I do find that since the proceedings in respect of adverse possession can be simplified through directions that the originating summons becomes plaint whilst the replying affidavit becomes defence, then commencing a claim on adverse possession by way of counterclaim is not fatal in view of the provision of Article 159 of the Constitution. Moreover, the Environment And Land Court Act Chapter 12A Laws Of Kenya section 19 thereof provides for  Procedure and powers of the Court, thus  In any proceedings to which this Act applies, the Court shall act expeditiously, without undue regard to technicalities of procedure. And that the Court shall be bound by the procedure laid down by the Civil Procedure Act. The meaning of the above is that the court ought to consider the overriding objective thus to do justice expeditiously.

2. WHETHER THE ORIGINATING SUMMONS IS AN ABUSE OF THE PROCESS OF THE COURT AND SHOULD BE STRUCK OUT OR STAYED.

Striking out pleadings  is a very draconian and should be the last step the court should on proof that the party has filed pleadings that are scandalous ,frivolous, vexatious inter-alia.  Order 2, Rule 15 of the Civil procedure rules provides:-

(1)At any stage of the proceedings the court may order to be struck out or amended any pleading on the ground that—

(a) it discloses no reasonable cause of action or defence in law; or

(b) it is scandalous, frivolous or vexatious; or

(c) it may prejudice, embarrass or delay the fair trial of the action; or

(d) it is otherwise an abuse of the process of the court,

and may order the suit to be stayed or dismissed or judgment to be entered accordingly, as the case may be.

(2)No evidence shall be admissible on an application under subrule (1)(a) but the application shall state concisely the grounds on which it is made.

(3)So far as applicable this rule shall apply to an originating summons and a petition.

Situations of abuse of court procedures are many and include filing multiple suits and it is an interference with administration of justice.  Abuse of Judicial process include instituting a multiplication of actions on the same subject matter against the same opponent on the same issues or multiplication of actions on the same parties even where there exists a right to begin the action. In the matter before court though there exist the right to begin the action, there is a pending suit that is part-heard and has not been determined. However, this order provides for the discretion of the court to stay the suit.
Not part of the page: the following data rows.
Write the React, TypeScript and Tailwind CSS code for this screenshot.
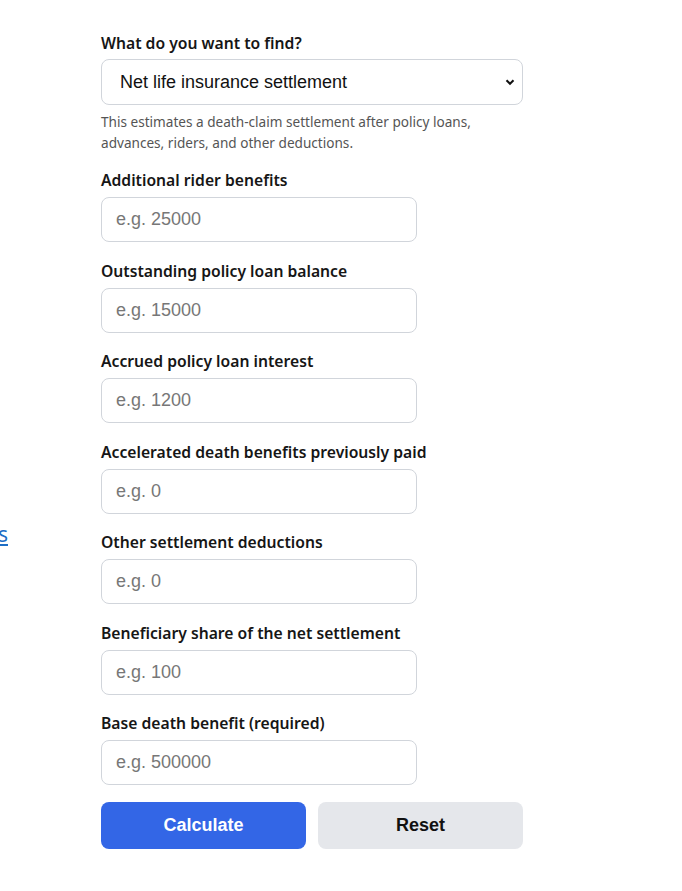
import { useState } from 'react';

const fields = [
  { id: 'riders', label: 'Additional rider benefits', placeholder: 'e.g. 25000' },
  { id: 'loan', label: 'Outstanding policy loan balance', placeholder: 'e.g. 15000' },
  { id: 'interest', label: 'Accrued policy loan interest', placeholder: 'e.g. 1200' },
  { id: 'accelerated', label: 'Accelerated death benefits previously paid', placeholder: 'e.g. 0' },
  { id: 'other', label: 'Other settlement deductions', placeholder: 'e.g. 0' },
  { id: 'share', label: 'Beneficiary share of the net settlement', placeholder: 'e.g. 100' },
  { id: 'base', label: 'Base death benefit (required)', placeholder: 'e.g. 500000' },
];

export default function App() {
  const [values, setValues] = useState<Record<string, string>>({});
  const [mode, setMode] = useState('net');

  return (
    <div className="flex min-h-screen bg-white font-['Noto_Sans',sans-serif]">
      {/* sidebar link, mostly scrolled off to the left */}
      <div className="flex w-[8px] shrink-0 justify-end overflow-hidden pt-[524px]">
        <a href="#" className="whitespace-nowrap text-[21px] leading-none text-[#1d6ec5] underline">
          Tools
        </a>
      </div>

      <form className="ml-[93px] w-[422px] pt-[32px]" onSubmit={(e) => e.preventDefault()}>
        <label className="mb-[5px] block text-[15.7px] font-semibold leading-[22px] text-[#161616]">
          What do you want to find?
        </label>
        <div className="relative">
          <select
            value={mode}
            onChange={(e) => setMode(e.target.value)}
            className="h-[46px] w-full appearance-none rounded-lg border border-[#d1d5db] bg-white pl-[18px] font-['Liberation_Sans',sans-serif] text-[18px] text-[#111]"
          >
            <option value="net">Net life insurance settlement</option>
          </select>
          <svg
            className="pointer-events-none absolute right-[8px] top-[18px] h-[10px] w-[10px]"
            viewBox="0 0 10 10"
            fill="none"
            stroke="#111"
            strokeWidth="2"
          >
            <path d="M1.5 3.2 5 6.8 8.5 3.2" />
          </svg>
        </div>
        <p className="mt-[6px] w-[384px] text-[13.6px] leading-[21px] text-[#555]">
          This estimates a death-claim settlement after policy loans, advances, riders, and other deductions.
        </p>

        {fields.map((f, i) => (
          <div key={f.id} className={i === 0 ? 'mt-[16px]' : 'mt-[17.5px]'}>
            <label htmlFor={f.id} className="mb-[6px] block text-[15.7px] font-semibold leading-[22px] text-[#161616]">
              {f.label}
            </label>
            <input
              id={f.id}
              type="text"
              placeholder={f.placeholder}
              value={values[f.id] ?? ''}
              onChange={(e) => setValues({ ...values, [f.id]: e.target.value })}
              className="h-[45px] w-[316px] rounded-lg border border-[#d1d5db] px-[14px] font-['Liberation_Sans',sans-serif] text-[18px] text-[#111] placeholder:text-[#777]"
            />
          </div>
        ))}

        <div className="mt-[17px] flex gap-[12px]">
          <button
            type="submit"
            className="h-[47px] flex-1 rounded-lg bg-[#3366e6] font-['Liberation_Sans',sans-serif] text-[18px] font-bold text-white"
          >
            Calculate
          </button>
          <button
            type="button"
            onClick={() => setValues({})}
            className="h-[47px] flex-1 rounded-lg bg-[#e5e7eb] font-['Liberation_Sans',sans-serif] text-[18px] font-bold text-[#111]"
          >
            Reset
          </button>
        </div>
      </form>
    </div>
  );
}
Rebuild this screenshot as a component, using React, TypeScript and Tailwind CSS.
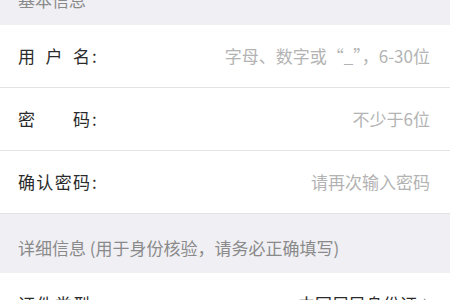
// 注册表单（基本信息 + 详细信息）的静态还原。

const font = { fontFamily: '"Noto Sans CJK SC", "Noto Sans", sans-serif' };

function SectionHeader({ title, className = "" }: { title: string; className?: string }) {
  return (
    <div className={`flex h-[59px] items-end bg-[#efeff4] px-[18px] pb-[14px] ${className}`}>
      <span className="text-[17px] leading-[22px] text-[#8a8a8a]">{title}</span>
    </div>
  );
}

function Label({ chars }: { chars: string[] }) {
  return (
    <div className="flex shrink-0 items-center">
      <span className="flex w-[72px] justify-between">
        {chars.map((c, i) => (
          <span key={i}>{c}</span>
        ))}
      </span>
      <span className="ml-[2px]">:</span>
    </div>
  );
}

function Row({
  chars,
  placeholder,
  value,
  chevron,
}: {
  chars: string[];
  placeholder?: string;
  value?: string;
  chevron?: boolean;
}) {
  return (
    <div className="flex h-[63px] items-center border-b border-[#e3e3e3] bg-white pl-[18px] pr-[20px] text-[17px] leading-[22px] text-[#2b2b2b]">
      <Label chars={chars} />
      <div className="flex flex-1 items-center justify-end">
        {placeholder && <span className="text-[#b3b3b3]">{placeholder}</span>}
        {value && <span className="text-[#2b2b2b]">{value}</span>}
        {chevron && (
          <svg className="ml-[6px] h-[12px] w-[7px]" viewBox="0 0 7 12" fill="none">
            <path d="M1 1l5 5-5 5" stroke="#9a9a9a" strokeWidth="1.3" />
          </svg>
        )}
      </div>
    </div>
  );
}

export default function App() {
  return (
    <div className="h-[300px] w-[450px] overflow-hidden bg-white" style={font}>
      <SectionHeader title="基本信息" className="-mt-[34px]" />
      <Row chars={["用", "户", "名"]} placeholder="字母、数字或“_”，6-30位" />
      <Row chars={["密", "码"]} placeholder="不少于6位" />
      <Row chars={["确", "认", "密", "码"]} placeholder="请再次输入密码" />
      <SectionHeader title="详细信息 (用于身份核验，请务必正确填写)" />
      <Row chars={["证", "件", "类", "型"]} value="中国居民身份证" chevron />
    </div>
  );
}
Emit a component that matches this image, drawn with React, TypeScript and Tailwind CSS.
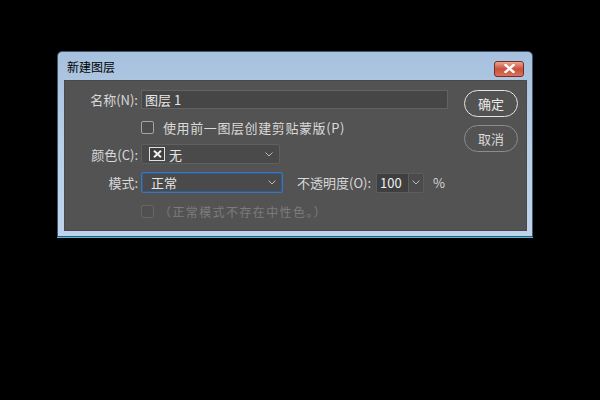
import React from "react";

const Chevron = ({ className = "" }: { className?: string }) => (
  <svg width="8" height="5" viewBox="0 0 8 5" className={className}>
    <polyline points="0.5,0.5 4,4 7.5,0.5" fill="none" stroke="#b8b8b8" strokeWidth="1" />
  </svg>
);

const font = { fontFamily: '"Noto Sans CJK SC", "Noto Sans", sans-serif' };

export default function App() {
  return (
    <div className="w-[600px] h-[400px] bg-black pt-[51px] pl-[57px]" style={font}>
      <div className="w-[476px] h-[186px] flex flex-col rounded-t-[5px] border border-[#44556a] bg-gradient-to-b from-[#a6c1de] via-[#b8cfe8] to-[#bdd4ec] shadow-[0_1px_0_#3fc0e8]">
        {/* Title bar */}
        <div className="h-[28px] flex items-center justify-between pl-[9px] pr-[8px]">
          <span className="text-[12px] text-black leading-none mt-[2px]">新建图层</span>
          <div className="w-[30px] h-[16px] mt-[5px] rounded-[3px] border border-[#7b2c20] bg-gradient-to-b from-[#e9a592] via-[#c9503d] to-[#d6735c] flex items-center justify-center">
            <svg width="11" height="9" viewBox="0 0 11 9">
              <path d="M1.5 1 L9.5 8 M9.5 1 L1.5 8" stroke="#ffffff" strokeWidth="2.4" strokeLinecap="square" />
            </svg>
          </div>
        </div>
        {/* Panel */}
        <div className="flex-1 mr-[5px] mb-[5px] ml-[6px] bg-[#535353] border border-[#4a4a4a] flex">
          <div className="flex flex-col pt-[9px] w-[398px]">
            {/* Name */}
            <div className="flex items-center h-[19px]">
              <span className="w-[73px] text-right text-[13px] text-[#d8d8d8] leading-none">名称(N):</span>
              <div className="ml-[3px] w-[307px] h-[19px] bg-[#464646] border border-[#636363] flex items-center px-[3px] text-[13px] text-[#e8e8e8] leading-none">
                图层 1
              </div>
            </div>
            {/* clip checkbox */}
            <div className="flex items-center h-[14px] mt-[11px]">
              <div className="ml-[76px] w-[13px] h-[13px] rounded-[2px] border border-[#a6a6a6] bg-[#4d4d4d]" />
              <span className="ml-[9px] text-[13px] text-[#dadada] leading-none tracking-[0.6px]">使用前一图层创建剪贴蒙版(P)</span>
            </div>
            {/* Color */}
            <div className="flex items-center h-[20px] mt-[10px]">
              <span className="w-[73px] text-right text-[13px] text-[#d8d8d8] leading-none">颜色(C):</span>
              <div className="ml-[3px] w-[139px] h-[20px] bg-[#4a4a4a] border border-[#5f5f5f] rounded-[2px] flex items-center pl-[7px] pr-[6px]">
                <div className="w-[16px] h-[14px] border border-[#e0e0e0] flex items-center justify-center bg-[#3e3e3e]">
                  <svg width="9" height="8" viewBox="0 0 9 8">
                    <path d="M1 0.8 L8 7.2 M8 0.8 L1 7.2" stroke="#f0f0f0" strokeWidth="2" />
                  </svg>
                </div>
                <span className="ml-[4px] text-[13px] text-[#e6e6e6] leading-none">无</span>
                <div className="flex-1" />
                <Chevron />
              </div>
            </div>
            {/* Mode */}
            <div className="flex items-center h-[21px] mt-[8px]">
              <span className="w-[73px] text-right text-[13px] text-[#d8d8d8] leading-none">模式:</span>
              <div className="ml-[3px] w-[142px] h-[21px] bg-[#4a4a4a] border border-[#3d76b8] rounded-[2px] flex items-center pl-[9px] pr-[6px] shadow-[inset_0_0_0_1px_#2f5d93]">
                <span className="text-[13px] text-[#e6e6e6] leading-none">正常</span>
                <div className="flex-1" />
                <Chevron />
              </div>
              <span className="ml-[14px] text-[13px] text-[#d8d8d8] leading-none">不透明度(O):</span>
              <div className="ml-[5px] flex h-[20px] border border-[#5c5c5c] rounded-[2px]">
                <div className="w-[31px] bg-[#3f3f3f] flex items-center pl-[3px] text-[13px] text-[#eeeeee] leading-none">100</div>
                <div className="w-[15px] bg-[#4b4b4b] border-l border-[#5c5c5c] flex items-center justify-center">
                  <Chevron />
                </div>
              </div>
              <span className="ml-[9px] text-[13px] text-[#d8d8d8] leading-none">%</span>
            </div>
            {/* disabled checkbox */}
            <div className="flex items-center h-[15px] mt-[11px]">
              <div className="ml-[76px] w-[13px] h-[13px] rounded-[2px] border border-[#666666] bg-[#505050]" />
              <span className="ml-[5px] text-[12px] text-[#7c7c7c] leading-none tracking-[1.4px]">（正常模式不存在中性色。）</span>
            </div>
          </div>
          {/* Buttons */}
          <div className="flex flex-col pt-[9px] pl-[1px]">
            <button className="w-[54px] h-[27px] rounded-full border-[1.5px] border-[#e4e4e4] text-[13px] text-[#eaeaea] leading-none bg-[#535353]">
              确定
            </button>
            <button className="mt-[8px] w-[54px] h-[27px] rounded-full border border-[#8c8c8c] text-[13px] text-[#dadada] leading-none bg-[#535353]">
              取消
            </button>
          </div>
        </div>
      </div>
    </div>
  );
}
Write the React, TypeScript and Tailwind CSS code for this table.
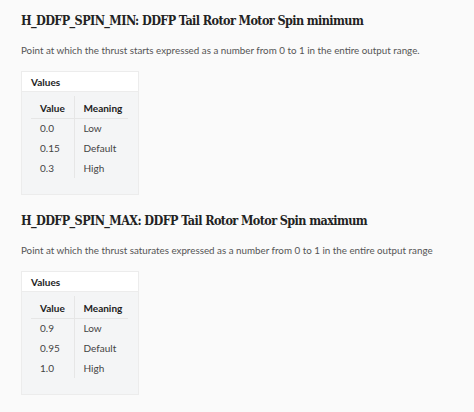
import React from 'react';

type Param = {
  name: string;
  title: string;
  description: string;
  values: [string, string][];
};

const params: Param[] = [
  {
    name: 'H_DDFP_SPIN_MIN',
    title: 'DDFP Tail Rotor Motor Spin minimum',
    description: 'Point at which the thrust starts expressed as a number from 0 to 1 in the entire output range.',
    values: [
      ['0.0', 'Low'],
      ['0.15', 'Default'],
      ['0.3', 'High'],
    ],
  },
  {
    name: 'H_DDFP_SPIN_MAX',
    title: 'DDFP Tail Rotor Motor Spin maximum',
    description: 'Point at which the thrust saturates expressed as a number from 0 to 1 in the entire output range',
    values: [
      ['0.9', 'Low'],
      ['0.95', 'Default'],
      ['1.0', 'High'],
    ],
  },
];

function ValuesCard({ values }: { values: [string, string][] }) {
  return (
    <div className="w-[118px] border border-[#ececec] bg-[#f4f5f6]">
      <div className="h-[20px] bg-white border-b border-[#ececec] pl-[9px] text-[10px] font-bold leading-[20px] text-[#222]">
        Values
      </div>
      <div className="px-[9px] pt-[4px] pb-[16px]">
        <table className="w-[97px] border-collapse text-[10px] text-[#444]">
          <thead>
            <tr className="h-[22px] border-b border-[#e6e6e6]">
              <th className="w-[43px] border-r border-[#e6e6e6] pl-[9px] pt-[3px] text-left font-bold text-[#222]">Value</th>
              <th className="pl-[9px] pt-[3px] text-left font-bold text-[#222]">Meaning</th>
            </tr>
          </thead>
          <tbody>
            {values.map(([v, m], i) => (
              <tr key={i} className="h-[20px]">
                <td className="border-r border-[#e6e6e6] pl-[9px]">{v}</td>
                <td className="pl-[9px]">{m}</td>
              </tr>
            ))}
          </tbody>
        </table>
      </div>
    </div>
  );
}

function App() {
  return (
    <div className="w-[474px] h-[412px] overflow-hidden bg-[#fafafa] px-[21px] pt-[13px] font-['Lato',sans-serif]">
      {params.map((p) => (
        <div key={p.name} className="mb-[18px]">
          <h2 className="whitespace-nowrap text-[12.5px] font-bold leading-[16px] tracking-[-0.6px] text-[#222] font-['DejaVu_Serif_Condensed','DejaVu_Serif',serif]">
            {p.name}: {p.title}
          </h2>
          <p className="mt-[13px] whitespace-nowrap text-[9.8px] leading-[16px] text-[#555]">{p.description}</p>
          <div className="mt-[13px]">
            <ValuesCard values={p.values} />
          </div>
        </div>
      ))}
    </div>
  );
}

export default App;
Section 6 of the Civil Procedure Act provides for stay of suit, thus;  “No court shall proceed with the trial of any suit or proceeding in which the matter in issue is also directly and substantially in issue in a previously instituted suit or proceeding between the same parties, or between parties under whom they or any of them claim, litigating under the same title, where such suit or proceeding is pending in the same or any other court having jurisdiction in Kenya to grant the relief claimed.”

It is not in dispute that the matter in dispute in the subsequent suits is the matter in dispute in Eldoret Hccc No. 361 of 2013.  I do find that the subsequent matters should be stayed unless the defendant withdraws the counterclaim.

On consolidation of the suits, the court finds that directions have not been taken in the Eldoret Hccc (Originating Summons) 11, 112 and 113 of 2015 and therefore, consolidation can only be done after directions have been undertaken and after withdrawal of the counterclaim.

This court cannot allow consolidation to cure the defects in the counterclaim if any.  The only option for the respondent is to withdraw the counterclaim if he believes that it is defective.  This court declines to exercise its discretion to the favour of the respondent and orders the subsequent suits filed and the claim for adverse possession stayed until the suit herein is heard and determined. Orders accordingly.

DATED AND DELIVERED AT ELDORET ON 23RD DAY OF NOVEMBER, 2016.